I want to go back to knowing nothing

Feb 21, 2005 13:12

I had a great valentines day with Amber. It made me think, she still hasn't figured out what she's doing after school is out, and I told her a little about me staying here and being a paramedic. I keep getting stuck between is it fair to ask her to stay and I want her to stay with me. I think I want to ask her to stay, Amber knows what Sunnydale is like, she can tell me to go to hell she's going somewhere safer but I want to know.

It's presidents day, no school today, so I'm wandering around trying out all these internal conversations with myself. First I want to ask Amber to stay, and um stay with me. Which is scary to me, I have issues but I think it's time to get over them. Then I should probably ask Nick if this is ok if she says yes. You know since he's the other one in the house and all that. Plus it's just one of those days where if I stay in the house another minute I may just go insane. I have all these medical terms and definitions and diagrams stuffed in my head and I need to clear it.



I don't know why I start walking up to the house. I mean it's just an empty house with the door open a little. I live in Sunnydale I should know better than to do this but my feet keep walking until I'm inside and the cool damp darkness of the house surrounds me. The door clicks shut behind me and I think briefly I should be worried about the fact I'm closed in. The house is so quiet I can hear my pulse thudding in my ears. I like the quiet I always have. When things got noisy is when things got dangerous.

Just like that I hear footsteps, crisp footsteps coming down the stairs on the soles of expensive black shoes that are impeccably shined and before I even think about it I'm running down a hallway to hide from them. Hide, be quiet, be still. Don't make a sound or the monster will know you're there.

The closet is the same one I hid in when I could hear Larry looking for me. The same stack of toys and clothes I would try to mold myself behind and I bury my face there wishing under my breath that this time he wouldn't look here, he would get distracted fight with Mona just not look.

The door is flung open and the light stabs at my eyes, I don't cry, I know better than to cry, it makes him more angry to see tears, that his strange girly son who fucks around with art is crying might put me in the hospital again. His hand is crushing my wrist and he's shaking me. I dont' know why he's mad, I never know I just try to stay small and shrink into myself to not be noticed.
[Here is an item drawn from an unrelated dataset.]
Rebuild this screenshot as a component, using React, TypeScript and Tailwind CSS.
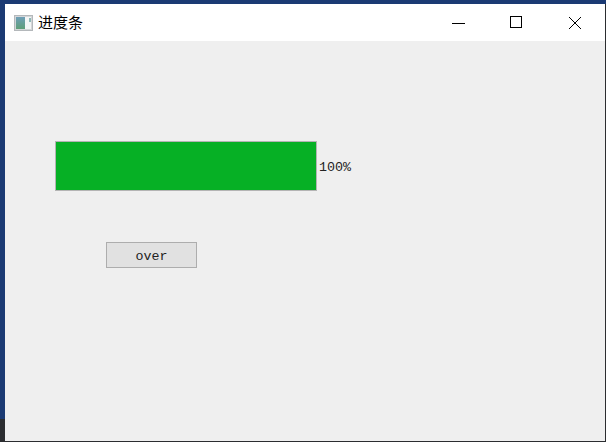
export default function App() {
  return (
    <div className="w-[606px] h-[442px] flex flex-col bg-[#1b3a73] overflow-hidden">
      <div className="h-[4px] shrink-0 bg-[#1b3a73]" />
      <div className="flex-1 flex min-h-0">
        <div className="w-[5px] shrink-0 flex flex-col">
          <div className="flex-1 bg-[#1b3a73]" />
          <div className="h-[23px] bg-[#2b2d30]" />
        </div>
        <div className="flex-1 flex flex-col min-w-0">
          <div className="h-[37px] shrink-0 bg-white flex items-center">
            <svg width="19" height="16" viewBox="0 0 19 16" className="ml-[9px]">
              <defs>
                <linearGradient id="g" x1="0" y1="0" x2="0" y2="1">
                  <stop offset="0" stopColor="#6f9fb8" />
                  <stop offset="1" stopColor="#5f9f78" />
                </linearGradient>
              </defs>
              <rect x="0.5" y="0.5" width="18" height="15" fill="#f4f6f6" stroke="#b4b8bb" />
              <rect x="1.5" y="1.5" width="16" height="13" fill="none" stroke="#d4d6d8" />
              <rect x="2" y="2" width="9" height="12" fill="url(#g)" />
              <rect x="15" y="3" width="2" height="4" fill="#8fb8b8" />
            </svg>
            <span className="ml-[5px] text-[15px] text-black font-['Noto_Sans_CJK_SC',sans-serif]">进度条</span>
            <div className="ml-auto flex items-center">
              <svg width="14" height="14" viewBox="0 0 14 14" className="mr-[44px]">
                <path d="M0 7.5H13" stroke="#000" strokeWidth="1" />
              </svg>
              <svg width="13" height="13" viewBox="0 0 13 13" className="mr-[45px]">
                <rect x="0.5" y="0.5" width="11" height="11" fill="none" stroke="#000" />
              </svg>
              <svg width="14" height="14" viewBox="0 0 14 14" className="mr-[23px]">
                <path d="M1 1L13 13M13 1L1 13" stroke="#000" strokeWidth="1" />
              </svg>
            </div>
          </div>
          <div className="flex-1 bg-[#efefef] pl-[50px] pt-[100px] font-['Liberation_Mono',monospace] text-[13.33px] text-[#222222]">
            <div className="flex items-center">
              <div className="w-[262px] h-[50px] bg-[#06b025] border border-[#b4b4b4]" />
              <span className="ml-[2px] mt-[3px]">100%</span>
            </div>
            <div className="ml-[51px] mt-[51px] w-[91px] h-[26px] bg-[#e1e1e1] border border-[#adadad] flex items-center justify-center pt-[3px]">
              over
            </div>
          </div>
          <div className="h-[1px] shrink-0 bg-[#2b2d30]" />
        </div>
        <div className="w-[1px] shrink-0 bg-[#2b2d30]" />
      </div>
    </div>
  );
}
Then I see Nick and Amber and Tres, they're watching Larry and me with wide unbelieving eyes and I think for a minute it's all ok, I'm safe now. Until they turn away in disgust from me, my own parents hate me, why did I think they would be there for me? It kills me to see the looks on their faces and the tears start. I know I shouldn't but I can't stop them from spilling down my face.

Larry wraps his hands around my neck and slams me against a wall, "STOP CRYING! I TOLD YOU NEVER TO CRY!" Didn't he die? Haven't I already done this once? The sensation of my head hitting the wall and the spots from the lack of air are so familiar. That strange blonde lady killed him, I wished him dead and she did it for me. The black has almost taken over my vision when I manage to pry his fingers off my throat and fall to the floor. All I can do is lay there gasping for air.

The house is quiet and dead again, the dust on the floor has only been disturbed by me and I scramble to my feet running for the door before Mona and Larry come back, hitting the door and emerging into the air outside is like a band has been taken off my heart.

I pause with my hand on the doorknob, what the fuck am I doing? Going into the empty house? I might as well tattoo eat me on my forehead and get it over with. Nick and Tres would so laugh at me for doing this after all the lectures I give Nick about being careful. And Amber would be causticly sarcastic and I'd deserve it.

I'd better go be thoughtful speech practising boy at home.